The Pixel Persona enables a variety of marquee and selection tools along with essential raster editing tools in the toolbar, such as erase, fill, dodge, burn, blur and sharpen. It is important to remember that while Designer is equipped to create, alter and apply raster effects within a vector file, it is definitely not a replacement for a full image editor such as Photoshop or Pixelmator as there are no tools that I can find for adjusting the contrast, saturation or hue of photographic images.

As the name implies, the Export Persona provides a straightforward workflow for getting your image online with several presets, support for ICC profiles as well as layers and image slices. Speaking of online, Designer has a number of features targeting the Web slinger, such as a powerful pixel preview of vector images for both standard and retina displays, as well as instant export of multiple objects – each with independent output settings.

Designer also brings back one of my favourite old Illustrator features with a new twist. The Split View divides the image workspace vertically enabling the user to see any combination of Frame, Vector, Pixel or Retina previews and drag the dividing line back and forth across the image – changing the preview instantly.

Of course, any mention of ‘instant preview’ inevitably brings up the topic of Designer performance. Whether opening a complex vector graphic or a massive layered Photoshop file, it is immediately apparent that Designer is blazingly fast. This 64-bit application is fully optimized for the latest Mac OS and Retina 5K displays, enabling users to pan and zoom across their images with little perceptible lag as well as apply and view effects in real-time. This is especially impressive when you consider that Designer offers a staggering 1,000,000 percent zoom, as well as super smooth gradients that can be edited in real time at any magnification.

For such a young App, Designer offers some impressively mature workflow features like non-destructive editing and robust support for layers, including vector, pixel and adjustment layers.

Ready for the big league
Working with Affinity Designer is comfortable once you get used to multiple Personas, however, the software is lacking in a few key areas of importance to design and production pros. For example, Designer currently only supports a single page per file, something designers who are used to building multiple art boards will find hard to live with. And what prepress pro has not used Illustrator’s Auto-Trace to quickly build a logo for a job they are working on? Designer will need to implement some sort of raster to vector workflow to really gain print market share.

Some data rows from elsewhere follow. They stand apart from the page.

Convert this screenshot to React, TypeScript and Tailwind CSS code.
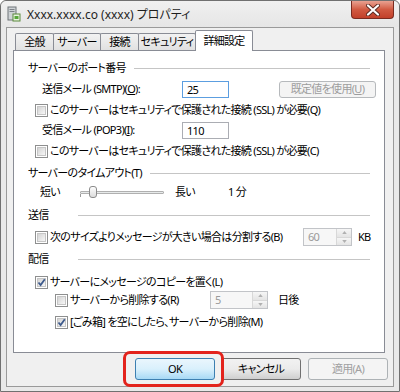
import React from 'react';

const jp = "font-['Noto_Sans','Noto_Sans_CJK_JP',sans-serif] [font-feature-settings:'palt']";

const Check = ({ checked = false }: { checked?: boolean }) => (
  <div className="w-[13px] h-[13px] shrink-0 border border-[#8e8f8f] bg-white p-px">
    <div className="relative w-full h-full bg-gradient-to-br from-[#d4d4d4] to-[#f7f7f7] border border-[#c6c6c6]">
      {checked && (
        <svg viewBox="0 0 9 9" className="absolute -left-px -top-px w-[9px] h-[9px]">
          <path d="M1.5 4.5 L3.6 7 L7.8 1.2" fill="none" stroke="#3d5a8c" strokeWidth="1.8" />
        </svg>
      )}
    </div>
  </div>
);

const CheckRow = ({ label, checked, indent = 'ml-[21px]' }: { label: string; checked?: boolean; indent?: string }) => (
  <div className={`flex items-center ${indent}`}>
    <Check checked={checked} />
    <span className="ml-[2px] whitespace-nowrap">{label}</span>
  </div>
);

const Group = ({ title, minW = '' }: { title: string; minW?: string }) => (
  <div className="flex items-center h-[16px] pl-[14px] pr-[14px]">
    <span className={`whitespace-nowrap pr-[8px] ${minW}`}>{title}</span>
    <div className="flex-1 h-px bg-[#c5c5c5] mt-px" />
  </div>
);

const Spin = ({ value, w }: { value: string; w: string }) => (
  <div className={`flex h-[18px] border border-[#c2c4c8] bg-[#f7f7f7] ${w}`}>
    <span className="flex-1 pl-[4px] text-[#9a9a9a] leading-[16px]">{value}</span>
    <div className="flex flex-col w-[15px] border-l border-[#d8d8d8]">
      <div className="flex-1 flex items-center justify-center bg-gradient-to-b from-[#f6f6f6] to-[#e4e4e4] border-b border-[#d8d8d8]">
        <svg viewBox="0 0 6 4" className="w-[5px] h-[3px]"><path d="M0 4 L3 0 L6 4Z" fill="#b0b0b0" /></svg>
      </div>
      <div className="flex-1 flex items-center justify-center bg-gradient-to-b from-[#f6f6f6] to-[#e4e4e4]">
        <svg viewBox="0 0 6 4" className="w-[5px] h-[3px]"><path d="M0 0 L3 4 L6 0Z" fill="#b0b0b0" /></svg>
      </div>
    </div>
  </div>
);

const Tab = ({ label, selected = false, w }: { label: string; selected?: boolean; w: string }) =>
  selected ? (
    <div className={`relative z-10 -mb-px -ml-px h-[21px] ${w} flex items-center justify-center whitespace-nowrap bg-white border border-b-0 border-[#898c95] rounded-t-[2px]`}>
      {label}
    </div>
  ) : (
    <div className={`h-[17px] ${w} -ml-px first:ml-0 flex items-center justify-center whitespace-nowrap bg-gradient-to-b from-[#f2f2f2] to-[#e1e1e1] border border-b-0 border-[#898c95] rounded-t-[2px]`}>
      {label}
    </div>
  );

const Btn = ({ label, primary, disabled }: { label: string; primary?: boolean; disabled?: boolean }) => (
  <div
    className={`w-[80px] h-[22px] flex items-center justify-center rounded-[3px] border ${
      primary
        ? 'border-[#3c7fb1] bg-gradient-to-b from-[#eaf6fd] via-[#d9f0fc] to-[#a7d9f5]'
        : disabled
        ? 'border-[#adb2b5] bg-[#f4f4f4] text-[#a0a0a0]'
        : 'border-[#707070] bg-gradient-to-b from-[#f2f2f2] via-[#ebebeb] to-[#cfcfcf]'
    }`}
  >
    {label}
  </div>
);

export default function App() {
  return (
    <div className={`relative w-[400px] h-[392px] bg-[#e9e9e9] border border-[#707070] rounded-t-[6px] text-[11px] tracking-[-0.7px] text-black ${jp}`}>
      <div className="flex items-start h-[26px] pl-[6px] bg-gradient-to-b from-[#f0f0f0] to-[#e6e6e6] rounded-t-[6px]">
        <svg viewBox="0 0 14 16" className="w-[14px] h-[16px] mt-[5px] shrink-0">
          <rect x="1" y="1" width="8" height="13" fill="#cfd3d6" stroke="#6f7479" />
          <rect x="2.5" y="3" width="5" height="1" fill="#7d8288" />
          <rect x="2.5" y="5" width="5" height="1" fill="#7d8288" />
          <rect x="6" y="8" width="7" height="7" fill="#e9f2e0" stroke="#5b8a3c" />
          <rect x="7.5" y="10" width="4" height="3" fill="#58a83a" />
        </svg>
        <span className="ml-[6px] mt-[5px] text-[12px] tracking-normal text-[#1e1e1e] whitespace-nowrap">Xxxx.xxxx.co (xxxx) プロパティ</span>
        <div className="ml-auto mr-[5px] w-[43px] h-[18px] flex items-center justify-center rounded-b-[4px] border border-t-0 border-[#7a2b20] bg-gradient-to-b from-[#e8a191] via-[#d15a42] to-[#c2402a]">
          <svg viewBox="0 0 14 12" className="w-[14px] h-[12px]">
            <path d="M2 1.5 L12 10.5 M12 1.5 L2 10.5" stroke="#5a2a22" strokeWidth="4" strokeLinecap="round" />
            <path d="M2 1.5 L12 10.5 M12 1.5 L2 10.5" stroke="#ffffff" strokeWidth="2.2" strokeLinecap="round" />
          </svg>
        </div>
      </div>

      <div className="mx-[5px] h-[360px] border border-[#9a9a9a] bg-[#f0f0f0]">
        <div className="flex items-end h-[22px] pl-[8px]">
          <Tab label="全般" w="w-[39px]" />
          <Tab label="サーバー" w="w-[48px]" />
          <Tab label="接続" w="w-[39px]" />
          <Tab label="セキュリティ" w="w-[58px]" />
          <Tab label="詳細設定" w="w-[58px]" selected />
        </div>

        <div className="ml-[6px] w-[372px] h-[303px] bg-white border border-[#898c95] flex flex-col">
          <div className="mt-[9px]">
            <Group title="サーバーのポート番号" />
          </div>
          <div className="mt-[4px] flex items-center h-[18px] pl-[28px]">
            <span className="w-[140px] whitespace-nowrap">送信メール (SMTP)(<u>O</u>):</span>
            <div className="w-[47px] h-[17px] border border-[#5c9ee0] pl-[4px] leading-[15px]">25</div>
            <div className="ml-[50px] w-[97px] h-[17px] flex items-center justify-center rounded-[3px] border border-[#b6b9bc] bg-[#f4f4f4] text-[#9d9d9d]">
              既定値を使用(<u>U</u>)
            </div>
          </div>
          <div className="mt-[4px] h-[16px] flex items-center">
            <CheckRow label="このサーバーはセキュリティで保護された接続 (SSL) が必要(Q)" />
          </div>
          <div className="mt-[3px] flex items-center h-[18px] pl-[28px]">
            <span className="w-[140px] whitespace-nowrap">受信メール (POP3)(<u>I</u>):</span>
            <div className="w-[47px] h-[17px] border border-[#abadb3] pl-[4px] leading-[15px]">110</div>
          </div>
          <div className="mt-[4px] h-[16px] flex items-center">
            <CheckRow label="このサーバーはセキュリティで保護された接続 (SSL) が必要(C)" />
          </div>
          <div className="mt-[6px]">
            <Group title="サーバーのタイムアウト(T)" />
          </div>
          <div className="mt-[3px] h-[16px] flex items-center pl-[26px]">
            <span className="w-[40px]">短い</span>
            <div className="relative w-[84px] h-[16px]">
              <div className="absolute left-0 top-[7px] w-[84px] h-[3px] bg-[#e7eaea] border border-[#b0b0b0] rounded-[1px]" />
              <div className="absolute left-0 top-[10px] w-px h-[3px] bg-[#9a9a9a]" />
              <div className="absolute left-[9px] top-[2px] w-[8px] h-[12px] rounded-[3px] border border-[#8b8b8b] bg-gradient-to-b from-[#fdfdfd] to-[#dcdcdc]" />
            </div>
            <span className="ml-[11px] w-[53px]">長い</span>
            <span>1 分</span>
          </div>
          <div className="mt-[7px]">
            <Group title="送信" minW="min-w-[50px]" />
          </div>
          <div className="mt-[5px] h-[18px] flex items-center">
            <div className="w-[289px] shrink-0">
              <CheckRow label="次のサイズよりメッセージが大きい場合は分割する(B)" />
            </div>
            <Spin value="60" w="w-[49px]" />
            <span className="ml-[6px]">KB</span>
          </div>
          <div className="mt-[5px]">
            <Group title="配信" minW="min-w-[50px]" />
          </div>
          <div className="mt-[7px] h-[16px] flex items-center">
            <CheckRow label="サーバーにメッセージのコピーを置く(L)" checked />
          </div>
          <div className="mt-[1px] h-[18px] flex items-center">
            <div className="w-[196px] shrink-0">
              <CheckRow label="サーバーから削除する(R)" indent="ml-[41px]" />
            </div>
            <Spin value="5" w="w-[58px]" />
            <span className="ml-[10px]">日後</span>
          </div>
          <div className="mt-[5px] h-[16px] flex items-center">
            <CheckRow label="[ごみ箱] を空にしたら、サーバーから削除(M)" checked indent="ml-[41px]" />
          </div>
        </div>

        <div className="mt-[5px] flex pl-[128px] gap-[6px]">
          <Btn label="OK" primary />
          <Btn label="キャンセル" />
          <div className="ml-px">
            <Btn label="適用(A)" disabled />
          </div>
        </div>
      </div>

      <div className="absolute left-[122px] top-[350px] w-[101px] h-[36px] border-[3px] border-[#e3231c] rounded-[7px]" />
    </div>
  );
}
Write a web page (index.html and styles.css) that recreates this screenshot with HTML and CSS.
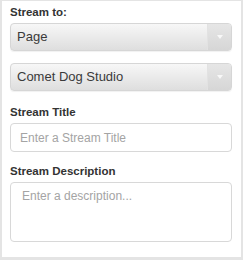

And while Designer seems to be able to import a wide variety of file formats, I have experienced mixed results when opening old EPS files containing complex vector gradients.

Mind you, Designer has only been in the field for a few months and to Serif’s credit they’ve already built an active, lively and supportive user community that fuels its development team with bug reports and feature requests. Within just three months of launch, Serif has already revved Designer to v1.1.2 – not only with bug fixes but also significant new user-requested features like iCloud Drive support; critical stroke alignment options; and 5K-display support.

The road ahead
Serif recently published the first issue of Affinity Review – a quarterly ePUB magazine for their users – containing some very interesting product news in addition designer profiles, interviews and tutorials. According to Serif, the Affinity Designer roadmap includes several professional printing features such as: PDF/X support; PDF image compression; trim, bleed, overprint and mark control; spot, Pantone and registration colours; and advanced transparency features. Designers can look forward to: multiple pages; text on a path; mesh warp and distort tools; and improved text controls… all promised as free updates!

Likely many of these new functions will be incorporated into its own Personas. Also in Serif’s 2015 playbook: Affinity Photo and Affinity Desktop (you can see where they are going with this).

Is Affinity Designer the answer to all your high-end vector design, editing and production needs? Not yet. Is it worth fifty bucks? You bet! Besides, designers on a budget are already flocking to Designer so it’s only a matter of time before Affinity files start making their way into your prepress department.